After extensive testing I have come to the conclusion that missiles in NO have extremely unrealistic energy retention / low drag when compared to IRL physics.
Some time ago I was overjoyed that I could "Drag" missiles out and defeat them.
Which simply means I could do something to make them slow down until they fell out of the sky.
But after undergoing extensive controlled testing vs S1 and RAM45 batteries, I can conclude that my inital observations were incorrect.
My initial wins against these missiles were not attributed to slowing through drag, but to slowing through GRAVITY.
This is opposite of reality, where drag under high Gs, and low altitude/high air pressure can slow down 2-20 times more than gravity can.
So I suggest that missiles receive enough drag that someone weaving in 135 degree arcs at 9Gs, on the deck, can consistently escape a missile from 3/4ths to 1/4th their max range depending on the missile and how much drag the devs give it.
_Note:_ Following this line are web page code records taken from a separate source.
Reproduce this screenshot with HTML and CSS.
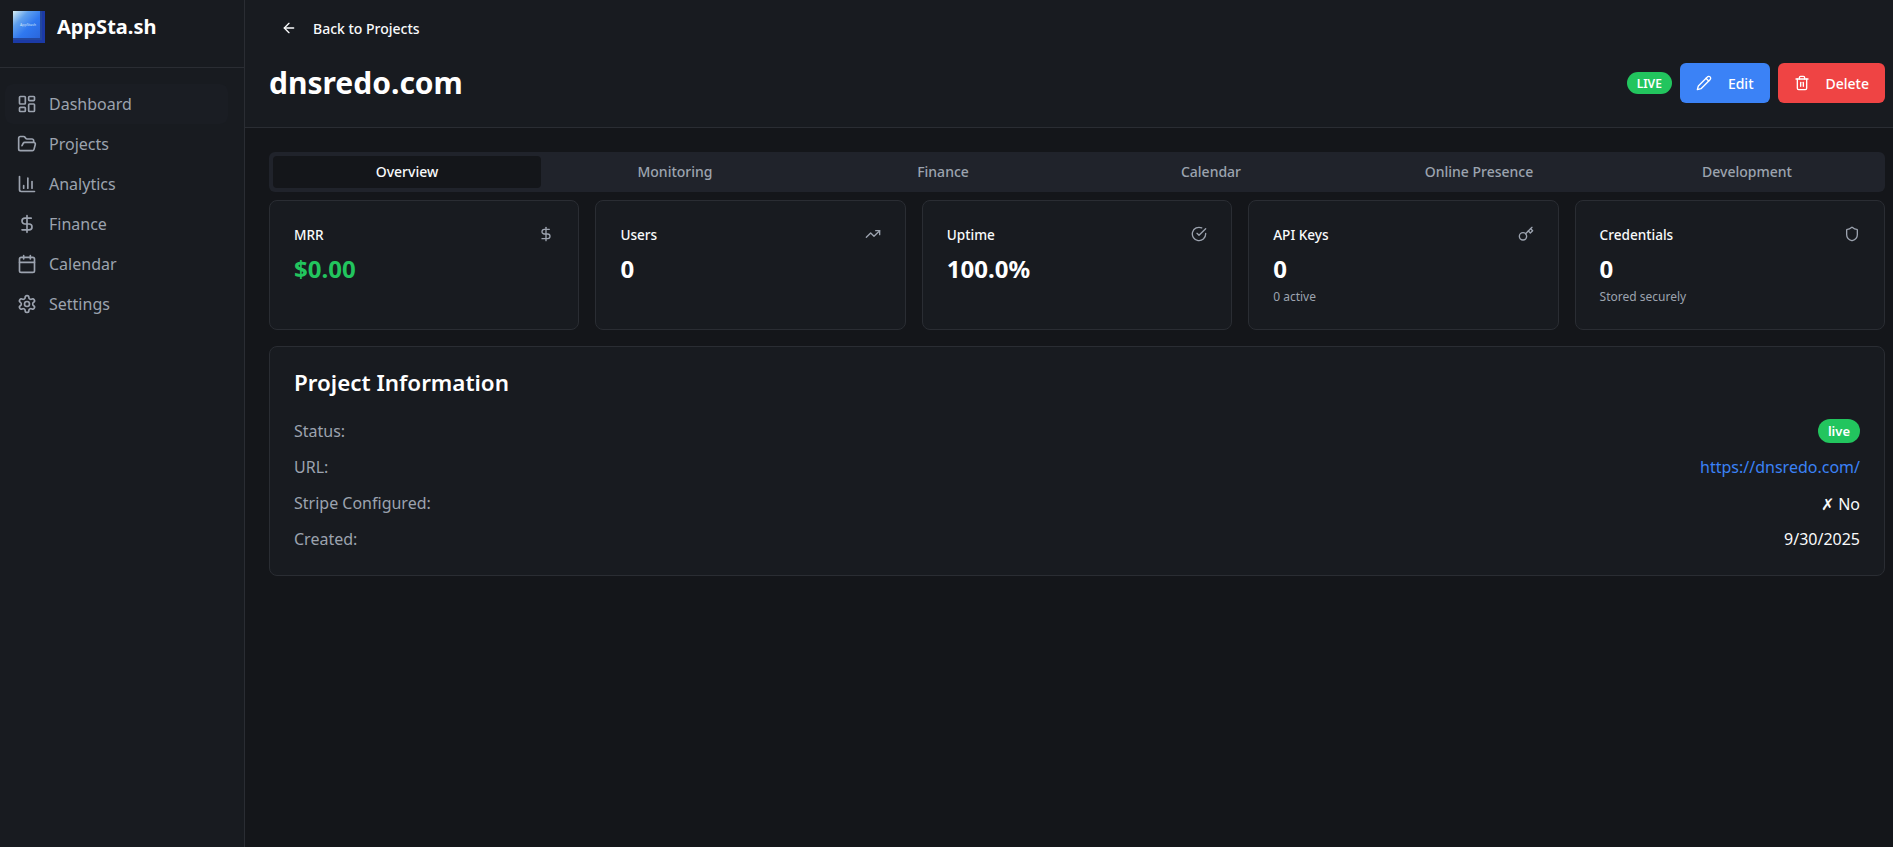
FILE: index.html
```html
<!DOCTYPE html>
<html lang="en">
<head>
<meta charset="utf-8">
<title>dnsredo.com</title>
<link rel="stylesheet" href="styles.css">
</head>
<body>
<div class="app">
  <aside class="sidebar">
    <div class="brand">
      <svg class="logo" viewBox="0 0 32 32">
        <defs>
          <linearGradient id="lg" x1="0" y1="0" x2="1" y2="1">
            <stop offset="0" stop-color="#d8f0f6"/><stop offset=".3" stop-color="#5fa0ee"/><stop offset=".6" stop-color="#2f78f0"/><stop offset="1" stop-color="#2a66dc"/>
          </linearGradient>
        </defs>
        <rect width="32" height="32" fill="#1b3aa6"/>
        <rect x="0" y="0" width="29" height="29" fill="#23479f"/>
        <rect x="0" y="0" width="27" height="27" fill="url(#lg)"/>
        <text x="15" y="15" class="logo-text">AppStash</text>
      </svg>
      <span class="brand-name">AppSta.sh</span>
    </div>
    <nav class="nav">
      <a class="nav-item active"><svg class="ico20" viewBox="0 0 24 24"><rect x="3" y="3" width="7" height="9" rx="1"/><rect x="14" y="3" width="7" height="5" rx="1"/><rect x="14" y="12" width="7" height="9" rx="1"/><rect x="3" y="16" width="7" height="5" rx="1"/></svg>Dashboard</a>
      <a class="nav-item"><svg class="ico20" viewBox="0 0 24 24"><path d="m6 14 1.5-2.9A2 2 0 0 1 9.24 10H20a2 2 0 0 1 1.94 2.5l-1.54 6a2 2 0 0 1-1.95 1.5H4a2 2 0 0 1-2-2V5a2 2 0 0 1 2-2h3.9a2 2 0 0 1 1.69.9l.81 1.2a2 2 0 0 0 1.67.9H18a2 2 0 0 1 2 2v2"/></svg>Projects</a>
      <a class="nav-item"><svg class="ico20" viewBox="0 0 24 24"><path d="M3 3v16a2 2 0 0 0 2 2h16"/><path d="M18 17V9"/><path d="M13 17V5"/><path d="M8 17v-3"/></svg>Analytics</a>
      <a class="nav-item"><svg class="ico20" viewBox="0 0 24 24"><path d="M12 2v20"/><path d="M17 5H9.5a3.5 3.5 0 0 0 0 7h5a3.5 3.5 0 0 1 0 7H6"/></svg>Finance</a>
      <a class="nav-item"><svg class="ico20" viewBox="0 0 24 24"><path d="M8 2v4"/><path d="M16 2v4"/><rect x="3" y="4" width="18" height="18" rx="2"/><path d="M3 10h18"/></svg>Calendar</a>
      <a class="nav-item"><svg class="ico20" viewBox="0 0 24 24"><path d="M12.22 2h-.44a2 2 0 0 0-2 2v.18a2 2 0 0 1-1 1.73l-.43.25a2 2 0 0 1-2 0l-.15-.08a2 2 0 0 0-2.73.73l-.22.38a2 2 0 0 0 .73 2.73l.15.1a2 2 0 0 1 1 1.72v.51a2 2 0 0 1-1 1.74l-.15.09a2 2 0 0 0-.73 2.73l.22.38a2 2 0 0 0 2.73.73l.15-.08a2 2 0 0 1 2 0l.43.25a2 2 0 0 1 1 1.73V20a2 2 0 0 0 2 2h.44a2 2 0 0 0 2-2v-.18a2 2 0 0 1 1-1.73l.43-.25a2 2 0 0 1 2 0l.15.08a2 2 0 0 0 2.73-.73l.22-.39a2 2 0 0 0-.73-2.73l-.15-.08a2 2 0 0 1-1-1.74v-.5a2 2 0 0 1 1-1.74l.15-.09a2 2 0 0 0 .73-2.73l-.22-.38a2 2 0 0 0-2.73-.73l-.15.08a2 2 0 0 1-2 0l-.43-.25a2 2 0 0 1-1-1.73V4a2 2 0 0 0-2-2z"/><circle cx="12" cy="12" r="3"/></svg>Settings</a>
    </nav>
  </aside>
  <div class="page">
    <header class="topbar">
      <a class="back"><svg class="ico16" viewBox="0 0 24 24"><path d="m12 19-7-7 7-7"/><path d="M19 12H5"/></svg>Back to Projects</a>
      <div class="title-row">
        <h1>dnsredo.com</h1>
        <div class="actions">
          <span class="badge badge-live">LIVE</span>
          <button class="btn btn-edit"><svg class="ico16" viewBox="0 0 24 24"><path d="M17 3a2.85 2.83 0 1 1 4 4L7.5 20.5 2 22l1.5-5.5Z"/><path d="m15 5 4 4"/></svg>Edit</button>
          <button class="btn btn-delete"><svg class="ico16" viewBox="0 0 24 24"><path d="M3 6h18"/><path d="M19 6v14c0 1-1 2-2 2H7c-1 0-2-1-2-2V6"/><path d="M8 6V4c0-1 1-2 2-2h4c1 0 2 1 2 2v2"/><path d="M10 11v6"/><path d="M14 11v6"/></svg>Delete</button>
        </div>
      </div>
    </header>
    <main class="content">
      <div class="tabs">
        <div class="tab active">Overview</div>
        <div class="tab">Monitoring</div>
        <div class="tab">Finance</div>
        <div class="tab">Calendar</div>
        <div class="tab">Online Presence</div>
        <div class="tab">Development</div>
      </div>
      <section class="stats">
        <div class="card stat">
          <div class="stat-head"><span>MRR</span><svg class="ico16" viewBox="0 0 24 24"><path d="M12 2v20"/><path d="M17 5H9.5a3.5 3.5 0 0 0 0 7h5a3.5 3.5 0 0 1 0 7H6"/></svg></div>
          <div class="stat-value green">$0.00</div>
        </div>
        <div class="card stat">
          <div class="stat-head"><span>Users</span><svg class="ico16" viewBox="0 0 24 24"><path d="M22 7 13.5 15.5 8.5 10.5 2 17"/><path d="M16 7h6v6"/></svg></div>
          <div class="stat-value">0</div>
        </div>
        <div class="card stat">
          <div class="stat-head"><span>Uptime</span><svg class="ico16" viewBox="0 0 24 24"><path d="M22 11.08V12a10 10 0 1 1-5.93-9.14"/><path d="m9 11 3 3L22 4"/></svg></div>
          <div class="stat-value">100.0%</div>
        </div>
        <div class="card stat">
          <div class="stat-head"><span>API Keys</span><svg class="ico16" viewBox="0 0 24 24"><circle cx="7.5" cy="15.5" r="5.5"/><path d="m21 2-9.6 9.6"/><path d="m15.5 7.5 3 3L22 7l-3-3"/></svg></div>
          <div class="stat-value">0</div>
          <div class="stat-sub">0 active</div>
        </div>
        <div class="card stat">
          <div class="stat-head"><span>Credentials</span><svg class="ico16" viewBox="0 0 24 24"><path d="M20 13c0 5-3.5 7.5-7.66 8.95a1 1 0 0 1-.67-.01C7.5 20.5 4 18 4 13V6a1 1 0 0 1 1-1c2 0 4.5-1.2 6.24-2.72a1.17 1.17 0 0 1 1.52 0C14.51 3.81 17 5 19 5a1 1 0 0 1 1 1z"/></svg></div>
          <div class="stat-value">0</div>
          <div class="stat-sub">Stored securely</div>
        </div>
      </section>
      <section class="card info">
        <h2>Project Information</h2>
        <div class="info-row"><span class="info-label">Status:</span><span class="badge badge-status">live</span></div>
        <div class="info-row"><span class="info-label">URL:</span><a class="link">https://dnsredo.com/</a></div>
        <div class="info-row"><span class="info-label">Stripe Configured:</span><span><span class="cross">✗</span> No</span></div>
        <div class="info-row"><span class="info-label">Created:</span><span>9/30/2025</span></div>
      </section>
    </main>
  </div>
</div>
</body>
</html>
```

FILE: styles.css
```css
* { box-sizing: border-box; }
html, body { margin: 0; height: 100%; }
body {
  background: #14161a;
  color: #f9fafb;
  font-family: "Noto Sans", "Open Sans", sans-serif;
  font-size: 16px;
  overflow: hidden;
}
svg { fill: none; stroke: currentColor; stroke-width: 2; stroke-linecap: round; stroke-linejoin: round; flex: none; }
.ico20 { width: 20px; height: 20px; }
.ico16 { width: 16px; height: 16px; }
.app { display: flex; height: 100vh; }

.sidebar { width: 245px; flex: none; background: #181b20; border-right: 1px solid #2a2d33; }
.brand { height: 68px; display: flex; align-items: flex-start; gap: 12px; padding: 11px 0 0 13px; border-bottom: 1px solid #2a2d33; }
.logo { width: 32px; height: 32px; stroke: none; }
.logo-text { fill: #cfe3fa; font-size: 3.6px; text-anchor: middle; font-family: "Noto Sans", sans-serif; }
.brand-name { font-size: 20px; font-weight: 700; line-height: 32px; color: #fff; }
.nav { padding: 16px 16px 0 5px; display: flex; flex-direction: column; }
.nav-item { height: 40px; display: flex; align-items: center; gap: 12px; padding-left: 12px; border-radius: 8px; color: #9ca3af; }
.nav-item.active { background: #1a1d23; }

.page { flex: 1; min-width: 0; display: flex; flex-direction: column; }
.topbar { height: 128px; background: #181b20; border-bottom: 1px solid #2a2d33; padding: 8px 8px 0 24px; }
.back { display: flex; align-items: center; gap: 16px; height: 40px; padding-left: 12px; font-size: 14px; font-weight: 500; color: #f9fafb; }
.title-row { display: flex; align-items: center; justify-content: space-between; margin-top: 15px; }
h1 { margin: 0; font-size: 30px; line-height: 40px; font-weight: 700; color: #fff; }
.actions { display: flex; align-items: center; gap: 8px; }
.badge { display: inline-flex; align-items: center; border-radius: 999px; background: #22c55e; color: #fff; font-weight: 600; font-size: 12px; }
.badge-live { height: 22px; padding: 0 10px; }
.badge-status { height: 24px; padding: 0 10px; font-size: 13px; }
.btn { height: 40px; border: 0; border-radius: 6px; display: flex; align-items: center; gap: 16px; padding: 0 16px; color: #fff; font: 500 14px "Noto Sans", sans-serif; }
.btn-edit { background: #3b82f6; }
.btn-delete { background: #ef4444; }

.content { flex: 1; padding: 24px 8px 0 24px; }
.tabs { display: grid; grid-template-columns: repeat(6, 1fr); height: 40px; padding: 4px; background: #20232b; border-radius: 6px; }
.tab { display: flex; align-items: center; justify-content: center; padding-bottom: 2px; font-size: 14px; font-weight: 500; color: #9ca3af; border-radius: 4px; }
.tab.active { background: #14161a; color: #f9fafb; }

.stats { display: grid; grid-template-columns: repeat(5, 1fr); gap: 16px; margin-top: 8px; }
.card { background: #181b20; border: 1px solid #2a2d33; border-radius: 8px; }
.stat { height: 130px; padding: 23px 24px; }
.stat-head { display: flex; align-items: center; justify-content: space-between; height: 20px; font-size: 13.6px; font-weight: 500; color: #f9fafb; }
.stat-head svg { color: #9ca3af; }
.stat-value { margin-top: 9px; font-size: 24px; line-height: 32px; font-weight: 700; color: #fff; }
.stat-value.green { color: #22c55e; }
.stat-sub { margin-top: 4px; font-size: 12px; line-height: 16px; color: #9ca3af; }

.info { margin-top: 16px; height: 230px; padding: 24px; }
h2 { margin: 0 0 10px; font-size: 22.4px; line-height: 24px; font-weight: 600; color: #fff; height: 32px; }
.info-row { height: 36px; display: flex; align-items: center; justify-content: space-between; color: #f9fafb; }
.info-label { color: #9ca3af; }
.link { color: #3b82f6; }
.cross { font-family: "Noto Sans CJK SC", "DejaVu Sans", sans-serif; font-weight: 300; }
```
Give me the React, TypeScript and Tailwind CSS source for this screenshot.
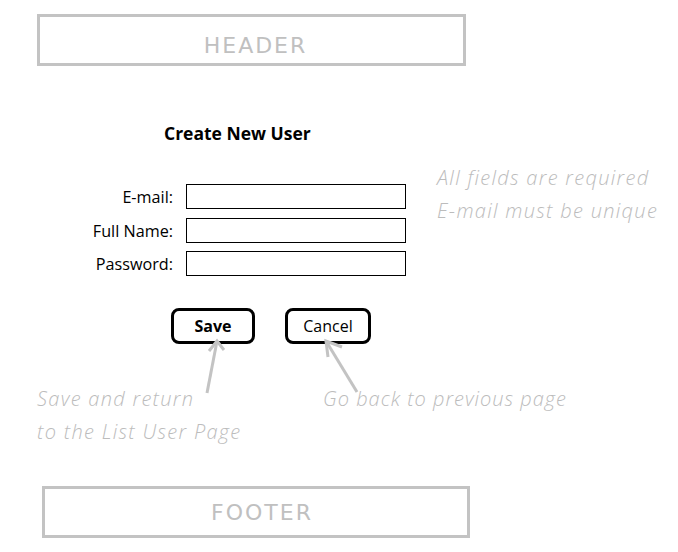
import React from "react";

const hand = "font-['Open_Sans',sans-serif] italic font-light tracking-[1.3px] text-[#bcbcbc]";

export default function App() {
  return (
    <div className="relative w-[678px] h-[552px] bg-white overflow-hidden font-['Open_Sans',sans-serif] text-black">
      {/* Header */}
      <div className="ml-[37px] mt-[14px] w-[429px] h-[52px] border-[3px] border-[#c3c3c3] flex items-center justify-center">
        <span className="font-['DejaVu_Sans',sans-serif] text-[22px] tracking-[2px] text-[#c0c0c0] pl-[8px] pt-[10px]">HEADER</span>
      </div>

      {/* Title */}
      <div className="mt-[55px] ml-[164px] h-[24px] leading-[24px] text-[17.5px] font-bold">Create New User</div>

      {/* Form + notes */}
      <div className="flex">
        <div className="mt-[39px] flex flex-col">
          {[
            { label: "E-mail:", mt: "" },
            { label: "Full Name:", mt: "mt-[9px]" },
            { label: "Password:", mt: "mt-[8px]" },
          ].map((r) => (
            <div key={r.label} className={`flex items-center ${r.mt}`}>
              <div className="w-[173px] text-right text-[16.2px] leading-[22px]">{r.label}</div>
              <div className="ml-[13px] w-[220px] h-[25px] border border-black" />
            </div>
          ))}
        </div>
        <div className={`mt-[16px] ml-[31px] flex flex-col text-[20px] leading-[33px] ${hand}`}>
          <span>All fields are required</span>
          <span>E-mail must be unique</span>
        </div>
      </div>

      {/* Buttons */}
      <div className="mt-[32px] flex">
        <div className="ml-[171px] w-[84px] h-[36px] border-[3px] border-black rounded-[8px] flex items-center justify-center text-[16px] font-bold">
          Save
        </div>
        <div className="ml-[30px] w-[86px] h-[36px] border-[3px] border-black rounded-[8px] flex items-center justify-center text-[16px]">
          Cancel
        </div>
      </div>

      {/* Annotations */}
      <div className={`mt-[38px] flex text-[20px] leading-[33px] ${hand}`}>
        <div className="ml-[37px] w-[286px] flex flex-col">
          <span>Save and return</span>
          <span>to the List User Page</span>
        </div>
        <div className="flex flex-col">
          <span className="tracking-[1px]">Go back to previous page</span>
        </div>
      </div>

      {/* Footer */}
      <div className="ml-[42px] mt-[38px] w-[428px] h-[52px] border-[3px] border-[#c3c3c3] flex items-center justify-center">
        <span className="font-['DejaVu_Sans',sans-serif] text-[22px] tracking-[2px] text-[#c0c0c0] pl-[12px]">FOOTER</span>
      </div>

      {/* Arrows */}
      <svg className="absolute inset-0 pointer-events-none" width="678" height="552" viewBox="0 0 678 552">
        <g stroke="#c3c3c3" strokeWidth="3" fill="none" strokeLinecap="butt">
          <line x1="207" y1="393" x2="217" y2="341" />
          <polyline points="209,351 217,341 224,350" />
          <line x1="357" y1="392" x2="326" y2="341" />
          <polyline points="328,357 326,341 342,347" />
        </g>
      </svg>
    </div>
  );
}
(For RAM45 that would mean a consistent win when fired at anywhere between ~11km and ~4km depending on dev decision for drag implementation)
This makes it so notching and flaring are the "starting", "easy to learn" techniques, but weaving and using last moment gravity assists to defeat missiles are the "hard to master" techniques. Adding nuance, playstyle variation, and skill expression to the game.